### The task
Write out the data again exactly, skipping every picture.
--------------------------------------------------
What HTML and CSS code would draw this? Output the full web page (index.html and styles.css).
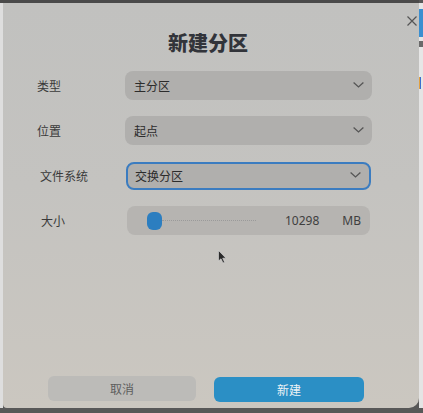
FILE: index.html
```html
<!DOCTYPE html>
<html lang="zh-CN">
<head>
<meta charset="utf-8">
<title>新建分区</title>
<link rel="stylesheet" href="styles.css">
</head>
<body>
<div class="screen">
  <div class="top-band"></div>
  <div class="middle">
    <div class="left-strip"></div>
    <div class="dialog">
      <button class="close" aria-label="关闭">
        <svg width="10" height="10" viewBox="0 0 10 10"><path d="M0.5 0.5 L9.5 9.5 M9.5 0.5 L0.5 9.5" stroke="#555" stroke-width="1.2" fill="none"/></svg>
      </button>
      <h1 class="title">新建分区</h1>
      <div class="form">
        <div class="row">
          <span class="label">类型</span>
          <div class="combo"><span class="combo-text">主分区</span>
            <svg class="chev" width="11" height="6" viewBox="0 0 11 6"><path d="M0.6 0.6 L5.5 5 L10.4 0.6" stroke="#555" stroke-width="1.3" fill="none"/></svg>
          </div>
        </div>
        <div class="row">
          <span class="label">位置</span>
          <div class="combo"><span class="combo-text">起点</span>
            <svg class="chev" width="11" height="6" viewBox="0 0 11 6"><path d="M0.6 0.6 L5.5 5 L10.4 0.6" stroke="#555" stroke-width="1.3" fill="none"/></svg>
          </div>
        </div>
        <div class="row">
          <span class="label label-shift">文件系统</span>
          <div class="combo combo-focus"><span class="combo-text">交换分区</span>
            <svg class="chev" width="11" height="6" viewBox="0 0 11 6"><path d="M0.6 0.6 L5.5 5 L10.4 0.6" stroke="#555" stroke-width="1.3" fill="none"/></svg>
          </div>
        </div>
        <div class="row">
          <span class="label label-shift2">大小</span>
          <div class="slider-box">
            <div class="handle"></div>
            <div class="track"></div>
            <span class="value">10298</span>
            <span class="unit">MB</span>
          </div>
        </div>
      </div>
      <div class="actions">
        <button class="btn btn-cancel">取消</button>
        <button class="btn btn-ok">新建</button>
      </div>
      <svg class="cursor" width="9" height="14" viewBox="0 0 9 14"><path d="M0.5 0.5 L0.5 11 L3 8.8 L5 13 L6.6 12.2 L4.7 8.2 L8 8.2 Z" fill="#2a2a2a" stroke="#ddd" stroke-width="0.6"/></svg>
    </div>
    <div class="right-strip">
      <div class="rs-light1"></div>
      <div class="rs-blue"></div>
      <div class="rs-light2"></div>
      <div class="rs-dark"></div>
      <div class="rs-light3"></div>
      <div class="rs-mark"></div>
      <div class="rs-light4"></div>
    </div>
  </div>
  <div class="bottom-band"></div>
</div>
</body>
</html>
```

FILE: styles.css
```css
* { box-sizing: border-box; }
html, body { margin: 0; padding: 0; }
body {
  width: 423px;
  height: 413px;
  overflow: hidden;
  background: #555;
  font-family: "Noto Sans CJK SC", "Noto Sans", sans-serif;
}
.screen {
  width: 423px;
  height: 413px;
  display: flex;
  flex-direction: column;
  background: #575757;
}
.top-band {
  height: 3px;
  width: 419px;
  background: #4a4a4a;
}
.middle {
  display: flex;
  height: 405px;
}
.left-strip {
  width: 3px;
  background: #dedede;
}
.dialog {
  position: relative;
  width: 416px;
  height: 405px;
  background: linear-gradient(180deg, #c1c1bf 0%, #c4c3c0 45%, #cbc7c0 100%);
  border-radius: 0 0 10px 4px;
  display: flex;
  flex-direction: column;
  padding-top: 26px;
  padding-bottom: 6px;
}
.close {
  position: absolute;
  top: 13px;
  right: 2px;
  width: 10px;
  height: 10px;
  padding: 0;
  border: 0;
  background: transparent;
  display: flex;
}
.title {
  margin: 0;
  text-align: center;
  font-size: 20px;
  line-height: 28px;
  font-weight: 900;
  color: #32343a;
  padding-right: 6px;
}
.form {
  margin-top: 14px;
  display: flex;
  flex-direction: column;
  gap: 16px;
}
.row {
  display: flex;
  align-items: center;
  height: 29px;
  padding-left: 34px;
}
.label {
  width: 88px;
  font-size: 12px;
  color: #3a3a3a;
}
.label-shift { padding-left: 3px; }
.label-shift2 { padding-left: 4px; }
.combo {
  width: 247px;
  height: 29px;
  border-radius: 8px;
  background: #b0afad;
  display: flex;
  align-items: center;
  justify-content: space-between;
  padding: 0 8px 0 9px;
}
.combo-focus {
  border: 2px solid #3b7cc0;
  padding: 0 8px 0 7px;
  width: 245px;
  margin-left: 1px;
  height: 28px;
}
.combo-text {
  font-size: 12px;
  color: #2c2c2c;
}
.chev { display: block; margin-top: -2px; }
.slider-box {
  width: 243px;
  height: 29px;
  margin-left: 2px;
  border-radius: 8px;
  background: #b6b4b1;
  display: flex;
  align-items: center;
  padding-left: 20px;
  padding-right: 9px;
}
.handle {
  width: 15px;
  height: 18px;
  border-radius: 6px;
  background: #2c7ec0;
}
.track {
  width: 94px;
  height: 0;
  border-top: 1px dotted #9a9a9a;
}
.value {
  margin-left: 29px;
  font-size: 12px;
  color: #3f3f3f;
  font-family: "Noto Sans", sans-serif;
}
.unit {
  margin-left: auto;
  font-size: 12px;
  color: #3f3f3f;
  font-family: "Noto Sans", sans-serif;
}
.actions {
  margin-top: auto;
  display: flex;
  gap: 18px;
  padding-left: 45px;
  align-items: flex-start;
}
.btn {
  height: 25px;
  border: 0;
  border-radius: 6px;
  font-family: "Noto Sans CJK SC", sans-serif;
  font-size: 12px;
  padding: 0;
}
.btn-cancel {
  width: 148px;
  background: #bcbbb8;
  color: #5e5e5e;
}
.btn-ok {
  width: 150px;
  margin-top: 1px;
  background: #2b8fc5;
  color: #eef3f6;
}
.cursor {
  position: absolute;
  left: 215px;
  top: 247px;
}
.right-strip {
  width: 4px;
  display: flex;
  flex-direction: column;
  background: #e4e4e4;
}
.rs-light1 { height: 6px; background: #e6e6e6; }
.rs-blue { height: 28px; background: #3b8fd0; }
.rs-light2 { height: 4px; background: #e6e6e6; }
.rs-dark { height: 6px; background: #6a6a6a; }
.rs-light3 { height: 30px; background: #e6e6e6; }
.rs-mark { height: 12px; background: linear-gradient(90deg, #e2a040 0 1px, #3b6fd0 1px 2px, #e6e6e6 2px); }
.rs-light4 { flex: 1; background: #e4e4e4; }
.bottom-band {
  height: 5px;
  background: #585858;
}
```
--------------------------------------------------
### Response for this exercise
What HTML and CSS code would draw this? Output the full web page (index.html and styles.css).
FILE: index.html
```html
<!DOCTYPE html>
<html lang="zh-CN">
<head>
<meta charset="utf-8">
<title>新建分区</title>
<link rel="stylesheet" href="styles.css">
</head>
<body>
<div class="screen">
  <div class="top-band"></div>
  <div class="middle">
    <div class="left-strip"></div>
    <div class="dialog">
      <button class="close" aria-label="关闭">
        <svg width="10" height="10" viewBox="0 0 10 10"><path d="M0.5 0.5 L9.5 9.5 M9.5 0.5 L0.5 9.5" stroke="#555" stroke-width="1.2" fill="none"/></svg>
      </button>
      <h1 class="title">新建分区</h1>
      <div class="form">
        <div class="row">
          <span class="label">类型</span>
          <div class="combo"><span class="combo-text">主分区</span>
            <svg class="chev" width="11" height="6" viewBox="0 0 11 6"><path d="M0.6 0.6 L5.5 5 L10.4 0.6" stroke="#555" stroke-width="1.3" fill="none"/></svg>
          </div>
        </div>
        <div class="row">
          <span class="label">位置</span>
          <div class="combo"><span class="combo-text">起点</span>
            <svg class="chev" width="11" height="6" viewBox="0 0 11 6"><path d="M0.6 0.6 L5.5 5 L10.4 0.6" stroke="#555" stroke-width="1.3" fill="none"/></svg>
          </div>
        </div>
        <div class="row">
          <span class="label label-shift">文件系统</span>
          <div class="combo combo-focus"><span class="combo-text">交换分区</span>
            <svg class="chev" width="11" height="6" viewBox="0 0 11 6"><path d="M0.6 0.6 L5.5 5 L10.4 0.6" stroke="#555" stroke-width="1.3" fill="none"/></svg>
          </div>
        </div>
        <div class="row">
          <span class="label label-shift2">大小</span>
          <div class="slider-box">
            <div class="handle"></div>
            <div class="track"></div>
            <span class="value">10298</span>
            <span class="unit">MB</span>
          </div>
        </div>
      </div>
      <div class="actions">
        <button class="btn btn-cancel">取消</button>
        <button class="btn btn-ok">新建</button>
      </div>
      <svg class="cursor" width="9" height="14" viewBox="0 0 9 14"><path d="M0.5 0.5 L0.5 11 L3 8.8 L5 13 L6.6 12.2 L4.7 8.2 L8 8.2 Z" fill="#2a2a2a" stroke="#ddd" stroke-width="0.6"/></svg>
    </div>
    <div class="right-strip">
      <div class="rs-light1"></div>
      <div class="rs-blue"></div>
      <div class="rs-light2"></div>
      <div class="rs-dark"></div>
      <div class="rs-light3"></div>
      <div class="rs-mark"></div>
      <div class="rs-light4"></div>
    </div>
  </div>
  <div class="bottom-band"></div>
</div>
</body>
</html>
```

FILE: styles.css
```css
* { box-sizing: border-box; }
html, body { margin: 0; padding: 0; }
body {
  width: 423px;
  height: 413px;
  overflow: hidden;
  background: #555;
  font-family: "Noto Sans CJK SC", "Noto Sans", sans-serif;
}
.screen {
  width: 423px;
  height: 413px;
  display: flex;
  flex-direction: column;
  background: #575757;
}
.top-band {
  height: 3px;
  width: 419px;
  background: #4a4a4a;
}
.middle {
  display: flex;
  height: 405px;
}
.left-strip {
  width: 3px;
  background: #dedede;
}
.dialog {
  position: relative;
  width: 416px;
  height: 405px;
  background: linear-gradient(180deg, #c1c1bf 0%, #c4c3c0 45%, #cbc7c0 100%);
  border-radius: 0 0 10px 4px;
  display: flex;
  flex-direction: column;
  padding-top: 26px;
  padding-bottom: 6px;
}
.close {
  position: absolute;
  top: 13px;
  right: 2px;
  width: 10px;
  height: 10px;
  padding: 0;
  border: 0;
  background: transparent;
  display: flex;
}
.title {
  margin: 0;
  text-align: center;
  font-size: 20px;
  line-height: 28px;
  font-weight: 900;
  color: #32343a;
  padding-right: 6px;
}
.form {
  margin-top: 14px;
  display: flex;
  flex-direction: column;
  gap: 16px;
}
.row {
  display: flex;
  align-items: center;
  height: 29px;
  padding-left: 34px;
}
.label {
  width: 88px;
  font-size: 12px;
  color: #3a3a3a;
}
.label-shift { padding-left: 3px; }
.label-shift2 { padding-left: 4px; }
.combo {
  width: 247px;
  height: 29px;
  border-radius: 8px;
  background: #b0afad;
  display: flex;
  align-items: center;
  justify-content: space-between;
  padding: 0 8px 0 9px;
}
.combo-focus {
  border: 2px solid #3b7cc0;
  padding: 0 8px 0 7px;
  width: 245px;
  margin-left: 1px;
  height: 28px;
}
.combo-text {
  font-size: 12px;
  color: #2c2c2c;
}
.chev { display: block; margin-top: -2px; }
.slider-box {
  width: 243px;
  height: 29px;
  margin-left: 2px;
  border-radius: 8px;
  background: #b6b4b1;
  display: flex;
  align-items: center;
  padding-left: 20px;
  padding-right: 9px;
}
.handle {
  width: 15px;
  height: 18px;
  border-radius: 6px;
  background: #2c7ec0;
}
.track {
  width: 94px;
  height: 0;
  border-top: 1px dotted #9a9a9a;
}
.value {
  margin-left: 29px;
  font-size: 12px;
  color: #3f3f3f;
  font-family: "Noto Sans", sans-serif;
}
.unit {
  margin-left: auto;
  font-size: 12px;
  color: #3f3f3f;
  font-family: "Noto Sans", sans-serif;
}
.actions {
  margin-top: auto;
  display: flex;
  gap: 18px;
  padding-left: 45px;
  align-items: flex-start;
}
.btn {
  height: 25px;
  border: 0;
  border-radius: 6px;
  font-family: "Noto Sans CJK SC", sans-serif;
  font-size: 12px;
  padding: 0;
}
.btn-cancel {
  width: 148px;
  background: #bcbbb8;
  color: #5e5e5e;
}
.btn-ok {
  width: 150px;
  margin-top: 1px;
  background: #2b8fc5;
  color: #eef3f6;
}
.cursor {
  position: absolute;
  left: 215px;
  top: 247px;
}
.right-strip {
  width: 4px;
  display: flex;
  flex-direction: column;
  background: #e4e4e4;
}
.rs-light1 { height: 6px; background: #e6e6e6; }
.rs-blue { height: 28px; background: #3b8fd0; }
.rs-light2 { height: 4px; background: #e6e6e6; }
.rs-dark { height: 6px; background: #6a6a6a; }
.rs-light3 { height: 30px; background: #e6e6e6; }
.rs-mark { height: 12px; background: linear-gradient(90deg, #e2a040 0 1px, #3b6fd0 1px 2px, #e6e6e6 2px); }
.rs-light4 { flex: 1; background: #e4e4e4; }
.bottom-band {
  height: 5px;
  background: #585858;
}
```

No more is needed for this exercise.